FERGUSON ENTERPRISES v. MAIN SUPPLY

Court of Appeals of Kentucky (1994)

Facts

Issue

Holding — Miller, J.

Rule

Reasoning

Deep Dive: How the Court Reached Its Decision

Factual Background

In the case of Ferguson Enterprises v. Main Supply, Ferguson obtained a judgment against Main Supply for the amount of $34,631.18 on July 5, 1991. To enforce this judgment, Ferguson served an Order of Garnishment on the Bank of Danville on July 24, 1991. Subsequently, the bank submitted an affidavit indicating that there were no funds available for garnishment. However, it was later revealed that Main Supply's account had a balance of $13,206.87 at the time the garnishment was served. The bank claimed a right to set off this amount due to a loan to Main Supply being in default. Afterward, Ferguson filed a motion to compel payment from the bank, but the Boyle Circuit Court denied this motion on March 16, 1992, prompting Ferguson to appeal the decision.

Legal Framework

The court's analysis relied heavily on Kentucky law and the Uniform Commercial Code (U.C.C.). The relationship between a bank and a depositor is defined as that of debtor and creditor, meaning the bank is the debtor and the depositor is the creditor. Under this legal framework, when a depositor defaults on a loan, the bank has the right to exercise a setoff against the depositor's account to collect the debt. However, the court clarified that a bank must take affirmative steps to effectuate a setoff against a depositor's account. This requirement implies that merely having a right to set off is not sufficient; the bank must demonstrate that it has taken concrete actions to enforce that right prior to any garnishment being served.

Priority of Claims

The central issue in the case was determining which claim had priority—the bank's right to set off or Ferguson's garnishment lien.
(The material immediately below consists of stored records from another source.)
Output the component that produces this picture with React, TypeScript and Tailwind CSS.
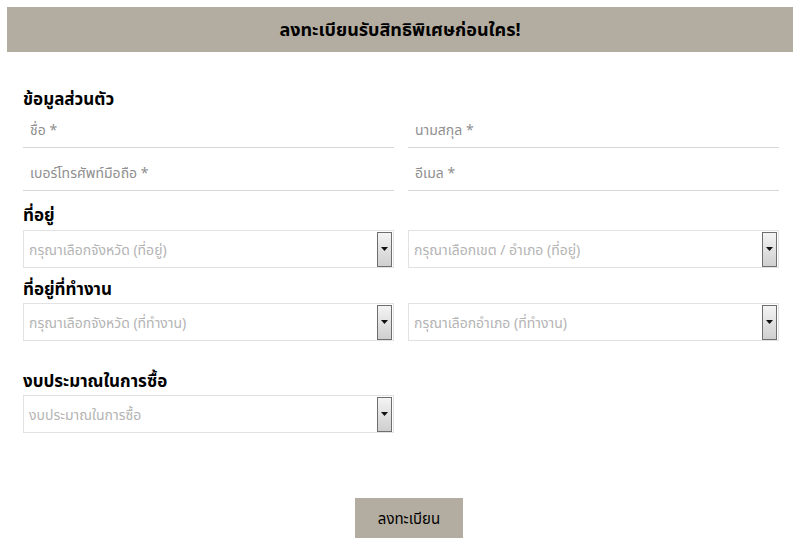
import React from "react";

const font = { fontFamily: '"Noto Sans", "Noto Sans Thai", "Noto Sans CJK SC", sans-serif' };

function LineInput({ placeholder }: { placeholder: string }) {
  return (
    <div className="h-[37px] border-b border-[#d6d6d6] flex items-center pl-[7px] pt-[1px]">
      <span className="text-[14px] text-[#8f8f8f]">{placeholder}</span>
    </div>
  );
}

function Select({ placeholder }: { placeholder: string }) {
  return (
    <div className="h-[38px] border border-[#e2e2e2] bg-white flex items-center justify-between pl-[5px] pr-[1px]">
      <span className="text-[14px] text-[#b4b4b4]">{placeholder}</span>
      <div className="w-[15px] h-[35px] border border-[#6e6e6e] bg-gradient-to-b from-[#f4f4f4] to-[#cfcfcf] flex items-center justify-center">
        <svg width="7" height="4" viewBox="0 0 7 4">
          <polygon points="0,0 7,0 3.5,4" fill="#111" />
        </svg>
      </div>
    </div>
  );
}

function Heading({ children, className = "" }: { children: React.ReactNode; className?: string }) {
  return <div className={"h-[24px] flex items-center text-[17px] font-bold text-black " + className}>{children}</div>;
}

export default function App() {
  return (
    <div className="w-[800px] h-[547px] bg-white pt-[7px]" style={font}>
      <div className="mx-[7px] h-[45px] bg-[#b3ada1] flex items-center justify-center">
        <span className="text-[18px] font-bold text-black">ลงทะเบียนรับสิทธิพิเศษก่อนใคร!</span>
      </div>
      <div className="pl-[23px] pr-[21px]">
        <Heading className="mt-[35px]">ข้อมูลส่วนตัว</Heading>
        <div className="grid grid-cols-2 gap-x-[14px]">
          <LineInput placeholder="ชื่อ *" />
          <LineInput placeholder="นามสกุล *" />
          <div className="mt-[6px]"><LineInput placeholder="เบอร์โทรศัพท์มือถือ *" /></div>
          <div className="mt-[6px]"><LineInput placeholder="อีเมล *" /></div>
        </div>
        <Heading className="mt-[12px]">ที่อยู่</Heading>
        <div className="grid grid-cols-2 gap-x-[14px] mt-[3px]">
          <Select placeholder="กรุณาเลือกจังหวัด (ที่อยู่)" />
          <Select placeholder="กรุณาเลือกเขต / อำเภอ (ที่อยู่)" />
        </div>
        <Heading className="mt-[9px]">ที่อยู่ที่ทำงาน</Heading>
        <div className="grid grid-cols-2 gap-x-[14px] mt-[2px]">
          <Select placeholder="กรุณาเลือกจังหวัด (ที่ทำงาน)" />
          <Select placeholder="กรุณาเลือกอำเภอ (ที่ทำงาน)" />
        </div>
        <Heading className="mt-[28px]">งบประมาณในการซื้อ</Heading>
        <div className="grid grid-cols-2 gap-x-[14px] mt-[2px]">
          <Select placeholder="งบประมาณในการซื้อ" />
        </div>
      </div>
      <div className="flex justify-center mt-[65px] pl-[18px]">
        <button className="w-[108px] h-[40px] bg-[#b3ada1] text-[15px] text-black">ลงทะเบียน</button>
      </div>
    </div>
  );
}
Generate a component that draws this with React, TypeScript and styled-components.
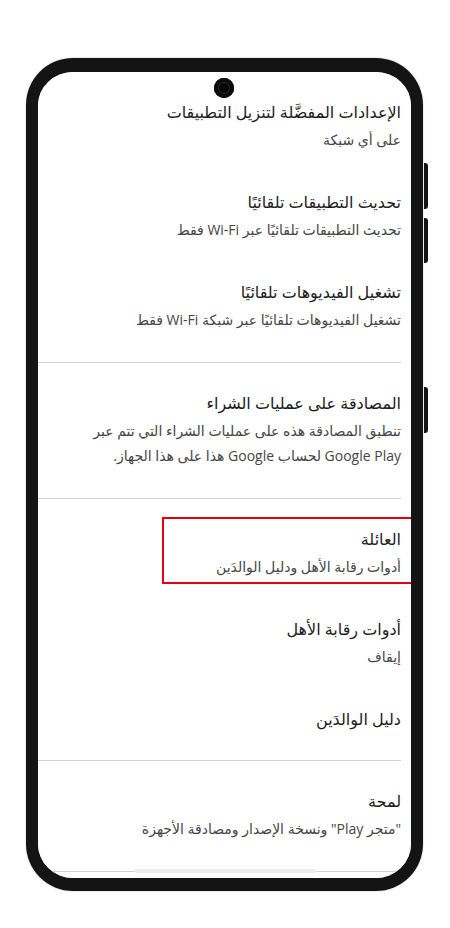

The court noted that the garnishment lien attached to Main Supply's account when the Order of Garnishment was served on July 24, 1991. The bank argued that it had a right to set off due to a loan default that occurred prior to the garnishment. However, the court found that the bank did not sufficiently prove that it had taken any affirmative actions to effectuate the setoff before the garnishment was served. The court emphasized that the priority of claims is based on timing, specifically when the garnishment lien attached, which was first in time compared to the bank's asserted right to set off.

Affirmative Acts Requirement

The court referenced the U.C.C. section 4-303 to support its conclusion that a bank must take affirmative actions to effectuate a setoff. It cited the case of Baker v. National City Bank of Cleveland, which established that the act of setoff is not complete without a series of affirmative steps taken by the bank, including a decision to exercise the right, an action to accomplish the setoff, and a record of that action. The court noted that the evidence presented by the bank failed to show that it had taken any of these steps before the garnishment was served. It pointed out that the bank's claim of having frozen the account or deemed it in default was not convincingly substantiated, particularly given the activity in the account after the alleged default.

Conclusion

Ultimately, the court determined that Ferguson's garnishment lien had priority because it was first in time, having attached on July 24, 1991. The bank did not meet its burden of proof to demonstrate that it had exercised its right to set off before this date. The lack of evidence showing any affirmative acts by the bank to effectuate the setoff prior to the garnishment led the court to conclude that Ferguson was entitled to the funds in Main Supply's account. Thus, the court reversed the decision of the Boyle Circuit Court and remanded the case for proceedings consistent with its opinion.